Just to be clear about terminology, the term “addiction” implies compulsive use of a substance in spite of negative consequences. Methadone is taken as a medication in a healthy, non-compulsive way as a recovery support because of positive effects.
Having said that, it is true that the body becomes physically dependent on methadone in the sense that if methadone use is abruptly terminated, the body goes into withdrawal. This is true for many medications, of course.
Methadone withdrawal symptoms are more uncomfortable than heroin withdrawal symptoms for many people. The good news is that methadone doses can be tapered over a long period of time, such as six months, making the detox experience much less uncomfortable than a “cold turkey” detox.
I’m not trying to nitpick…it’s just that using the term “addictive” to describe methadone plays into the inaccurate idea that methadone treatment is “trading one drug for another” meaning trading “one addiction for another.” This idea contributes to stigmatization of methadone patients, and may prevent some people who would benefit from methadone from accessing a potentially life-saving treatment.
Blessings to you, your son and family.
Exactly right, Tom.
Many people believe that methadone is “more addictive” simply because the withdrawal period is longer. However, that is not what determines the addictiveness of something. Addictiveness is determined by the reinforcing factor in using it–by how intensely it creates a desire to use it again. Crack cocaine, for example, is intensely addictive even though the physical withdrawals are minor compared to many other drugs, because it creates such a strong urge to use it again–the high is so intense.
Methadone, on the other hand, is very slow to cross the blood-brain barrier. For this reason it provides no rush and a less intense high than short acting opiates. ANd for stable patients, it provides no high at all. When people leave methadone treatment and relapse, for example, they almost never relapse on methadone–they relapse on heroin or vicodin or oxycontin, etc–something that gives them that rush and intensity. If methadone were TRULY so much more “addictive” than heroin, why would people not relapse on IT instead?

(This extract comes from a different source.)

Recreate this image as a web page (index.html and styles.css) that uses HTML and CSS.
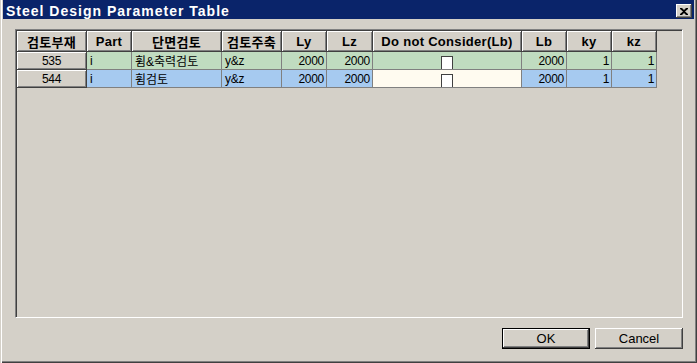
FILE: index.html
```html
<!DOCTYPE html>
<html lang="ko">
<head>
    <meta charset="UTF-8">
    <title>Steel Design Parameter Table</title>
    <link rel="stylesheet" href="styles.css">
</head>
<body>
<div class="window">
    <div class="titlebar">
        <span class="title">Steel Design Parameter Table</span>
        <span class="close-btn">
            <svg width="8" height="7" viewBox="0 0 8 7"><path d="M0 0h2l2 2 2-2h2v1L5 3.5 8 6v1H6L4 5 2 7H0V6l3-2.5L0 1z" fill="#000"/></svg>
        </span>
    </div>
    <div class="content">
        <div class="grid-box">
            <table class="grid">
                <colgroup>
                    <col style="width:70px"><col style="width:45px"><col style="width:90px"><col style="width:60px">
                    <col style="width:45px"><col style="width:46px"><col style="width:149px"><col style="width:45px">
                    <col style="width:45px"><col style="width:45px">
                </colgroup>
                <tr>
                    <th>검토부재</th><th>Part</th><th>단면검토</th><th>검토주축</th><th>Ly</th><th>Lz</th>
                    <th>Do not Consider(Lb)</th><th>Lb</th><th>ky</th><th>kz</th>
                </tr>
                <tr class="row-green">
                    <td class="rowhead">535</td><td>i</td><td class="kr">휨&amp;축력검토</td><td>y&amp;z</td>
                    <td class="num">2000</td><td class="num">2000</td>
                    <td class="check-cell"><span class="check"></span></td>
                    <td class="num">2000</td><td class="num">1</td><td class="num">1</td>
                </tr>
                <tr class="row-blue">
                    <td class="rowhead">544</td><td>i</td><td class="kr">휨검토</td><td>y&amp;z</td>
                    <td class="num">2000</td><td class="num">2000</td>
                    <td class="check-cell cream"><span class="check"></span></td>
                    <td class="num">2000</td><td class="num">1</td><td class="num">1</td>
                </tr>
            </table>
        </div>
        <div class="buttons">
            <button class="btn default-btn">OK</button>
            <button class="btn">Cancel</button>
        </div>
    </div>
</div>
</body>
</html>
```

FILE: styles.css
```css
body {margin: 0; background: #d4d0c8; font-family: "Liberation Sans", "Noto Sans CJK KR", sans-serif; font-size: 12px; color: #000;}

/* window frame */
.window {width: 697px; height: 363px; box-sizing: border-box; padding: 0 3px 2px 3px; display: flex; flex-direction: column;
    box-shadow: inset 1px 0 #d4d0c8, inset 2px 0 #fff, inset -1px -1px #404040, inset -2px -2px #808080;}
.titlebar {height: 19px; box-sizing: border-box; padding: 3px 2px 0 3px; background: #0a246a; color: #fff;
    display: flex; align-items: center; justify-content: space-between;}
.title {font-weight: bold; font-size: 14px; line-height: 16px; letter-spacing: 1px;}
.close-btn {width: 16px; height: 14px; box-sizing: border-box; background: #d4d0c8; display: flex; align-items: center; justify-content: center;
    box-shadow: inset -1px -1px #404040, inset 1px 1px #fff, inset -2px -2px #808080;}

.content {flex: 1; padding: 10px 11px 0 12px;}

/* sunken grid area */
.grid-box {height: 289px; box-sizing: border-box; padding: 1px; border: 1px solid; border-color: #808080 #fff #fff #808080;
    box-shadow: inset 1px 1px #404040, inset -1px -1px #d4d0c8;}

/* grid styles */
.grid {border-collapse: separate; border-spacing: 0; table-layout: fixed; width: 640px;}
.grid th {height: 20px; padding: 0; background: #d4d0c8; font-size: 13px; font-weight: bold; letter-spacing: 0.3px; text-align: center; white-space: nowrap;
    border-right: 1px solid #404040; border-bottom: 1px solid #404040; box-shadow: inset 1px 1px #fff, inset -1px -1px #808080;}
.grid td {height: 17px; padding: 0 2px 0 3px; border-right: 1px solid #808080; border-bottom: 1px solid #808080; white-space: nowrap; overflow: hidden;
    letter-spacing: -0.3px;}
.grid td.rowhead {background: #d4d0c8; text-align: center; padding: 0; border-right-color: #404040; border-bottom-color: #404040;
    box-shadow: inset 1px 1px #fff, inset -1px -1px #808080;}
.grid td.kr {letter-spacing: 0;}
.grid td.num {text-align: right; padding-right: 2px;}
.row-green td {background: #c0dcc0;}
.row-blue td {background: #a6caf0;}
.grid td.cream {background: #fffbf0;}
.grid td.check-cell {text-align: center; vertical-align: bottom; padding: 0;}
.check {display: block; width: 12px; height: 13px; margin: 0 auto; background: #fff; border: 1px solid #404040; border-bottom: none; box-sizing: border-box;}

/* buttons */
.buttons {display: flex; justify-content: flex-end; gap: 5px; margin-top: 10px;}
.btn {width: 88px; height: 21px; box-sizing: border-box; border: none; background: #d4d0c8; font-family: "Liberation Sans", sans-serif; font-size: 13px; color: #000; padding: 0;
    box-shadow: inset -1px -1px #404040, inset 1px 1px #fff, inset -2px -2px #808080;}
.default-btn {border: 1px solid #000;}
```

Additionally, most folks have the idea that methadone treatment should not be open ended–that the patient should be on it for a short while and then get off. This is also untrue. Methadone treatment was never intended as a short term detox aid. The founders of MMT, Dole and Nyswander, knew from the outset that methadone treatment was aimed at correcting an imbalance in the brain chemistry–an endorphin deficiency–and that many patients would require long term–even life long–treatment to maintain stability, just as with any other chronic physical or mental illness. We don’t push schizophrenics to get off their medication, or manic depressives, or epileptics, because we know that if they do, the likelihood is that their symptoms will return. The same is true of this disease. 90% of those leaving MMT relapse within one year. Yet despite this statistic–and despite the fact that those who remain IN mmt have the best success rate of any treatment modality in existence today–people continue to push them to “get off that stuff” and get into “real recovery”.
The lives this well meaning but misguided advice has destroyed are many.